The following introductory exercise helps to get everyone thinking in metaphors and shows how you can make a non-tangible idea tangible using LEGO.
Build any LEGO structure. It doesn’t have to look like anything, but it must above all be a composition of various Lego parts. Explain that you have built a metaphor with LEGO. Then divide the participants into two or three groups. Give them a piece of paper with the following assignment, and let them read it in silence.
Paper group 1: (Read this in silence) The LEGO model that stands before you is a nice metaphor for “being extremely happy”. Take five minutes to figure out together (without the others hearing) how you’re going to explain this to the other group(s) (so use your imagination :-)).
Paper group 2: Same as above, but with “being extremely cranky”.
Paper group 3: Same as above, but with “being extremely frenzied”.
Let the groups explain to each other what the LEGO model is a metaphor for. That this produces opposing stories will ensure hilarity and will show that it is the story behind the LEGO structure that is important, and not so much the structure itself.

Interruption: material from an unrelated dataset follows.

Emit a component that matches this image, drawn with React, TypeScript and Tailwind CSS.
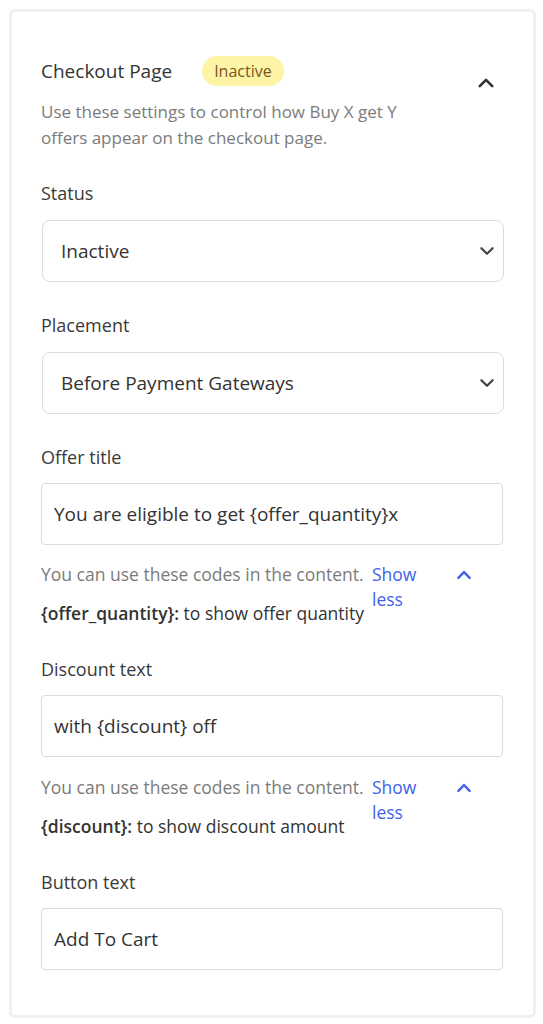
import React from "react";

const font = { fontFamily: '"Open Sans", "Noto Sans", sans-serif' };

function ChevronDown({ className }: { className?: string }) {
  return (
    <svg viewBox="0 0 16 16" className={className} fill="none" stroke="currentColor" strokeWidth="2" strokeLinecap="round" strokeLinejoin="round">
      <path d="M3 5.5 8 10.5 13 5.5" />
    </svg>
  );
}

function ChevronUp({ className }: { className?: string }) {
  return (
    <svg viewBox="0 0 16 16" className={className} fill="none" stroke="currentColor" strokeWidth="2.2" strokeLinecap="round" strokeLinejoin="round">
      <path d="M3 10.5 8 5.5 13 10.5" />
    </svg>
  );
}

function Label({ children }: { children: React.ReactNode }) {
  return <div className="text-[18px] leading-[26px] text-[#3a3a3a]">{children}</div>;
}

function Select({ value }: { value: string }) {
  return (
    <div className="mt-[14px] ml-[1px] flex h-[62px] items-center justify-between rounded-[8px] border border-[#dcdcdc] bg-white pl-[18px] pr-[7px]">
      <span className="text-[19px] text-[#333]">{value}</span>
      <ChevronDown className="h-[18px] w-[18px] text-[#444]" />
    </div>
  );
}

function TextInput({ value }: { value: string }) {
  return (
    <div className="mt-[13px] mr-[1px] flex h-[62px] items-center rounded-[4px] border border-[#dcdcdc] bg-white pl-[12px]">
      <span className="text-[19px] text-[#333]">{value}</span>
    </div>
  );
}

function Helper({ code, desc, top }: { code: string; desc: string; top: string }) {
  return (
    <div className={`${top} flex items-start`}>
      <div className="w-[331px]">
        <div className="text-[17.5px] leading-[25px] text-[#7b7b7b]">You can use these codes in the content.</div>
        <div className="mt-[14px] text-[17.5px] leading-[25px] text-[#333]">
          <span className="font-semibold">{code}:</span> to show {desc}
        </div>
      </div>
      <div className="w-[50px] text-[17.5px] leading-[25px] text-[#4262e8]">Show less</div>
      <div className="ml-[33px] flex h-[25px] items-center">
        <ChevronUp className="h-[18px] w-[18px] text-[#4262e8]" />
      </div>
    </div>
  );
}

export default function App() {
  return (
    <div className="min-h-screen bg-white pt-[9px] pl-[9px] pr-[7px] pb-[8px]" style={font}>
      <div className="rounded-[6px] border-[3px] border-[#f0f0f0] px-[29px] pt-[44px] pb-[45px]">
        <div className="flex h-[30px] items-start justify-between">
          <div className="flex h-[30px] items-center">
            <span className="text-[19px] text-[#333]">Checkout Page</span>
            <span className="ml-[30px] flex h-[30px] items-center rounded-full bg-[#fdf4a6] px-[12px] text-[16px] text-[#7a5520]">Inactive</span>
          </div>
          <ChevronUp className="mr-[8px] mt-[17px] h-[20px] w-[20px] text-[#333]" />
        </div>
        <p className="mt-[13px] w-[360px] text-[17px] leading-[26px] text-[#7b7b7b]">
          Use these settings to control how Buy X get Y offers appear on the checkout page.
        </p>

        <div className="mt-[29px]">
          <Label>Status</Label>
          <Select value="Inactive" />
        </div>

        <div className="mt-[30px]">
          <Label>Placement</Label>
          <Select value="Before Payment Gateways" />
        </div>

        <div className="mt-[30px]">
          <Label>Offer title</Label>
          <TextInput value="You are eligible to get {offer_quantity}x" />
          <Helper code="{offer_quantity}" desc="offer quantity" top="mt-[17px]" />
        </div>

        <div className="mt-[30px]">
          <Label>Discount text</Label>
          <TextInput value="with {discount} off" />
          <Helper code="{discount}" desc="discount amount" top="mt-[18px]" />
        </div>

        <div className="mt-[30px]">
          <Label>Button text</Label>
          <TextInput value="Add To Cart" />
        </div>
      </div>
    </div>
  );
}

Sample LEGO-building with the introductory assignment.
Give participants the assignment to build a metaphor for what friendship means to them personally. This is primarily not an easy task, but in practice anyone will handle it just fine. It is important to emphasize that participants should not think about what to build for too long, but to get started with the first thought that comes to mind.
12 My command is this: Love each other as I have loved you. 13 Greater love has no one than this: to lay down one’s life for one’s friends. 14 You are my friends if you do what I command. 15 I no longer call you servants, because a servant does not know his master’s business. Instead, I have called you friends, for everything that I learned from my Father I have made known to you. 16 You did not choose me, but I chose you and appointed you so that you might go and bear fruit—fruit that will last—and so that whatever you ask in my name the Father will give you. 17 This is my command: Love each other.
The story of Renske: ‘At first I had placed my friends around me, and the text was partly about dedicating your life to your friends… and then I thought: why did I place myself in the centre? So that was actually quite an eye-opener for me. […] I just have a large circle of friends, it almost feels like managing. Because of that text I knew: in the end, that’s not really what it’s about.’
Friendship with Jesus
Read the Bible-text from John and ask the participants to think about what touches them in the passage. Now read the text again, and give the participants the assignment to alter the LEGO model they have just built about friendship. They may do so at their own discretion by adding or changing things. The point is that they give the Bible – and how it affects them – a place in their own LEGO model about friendship.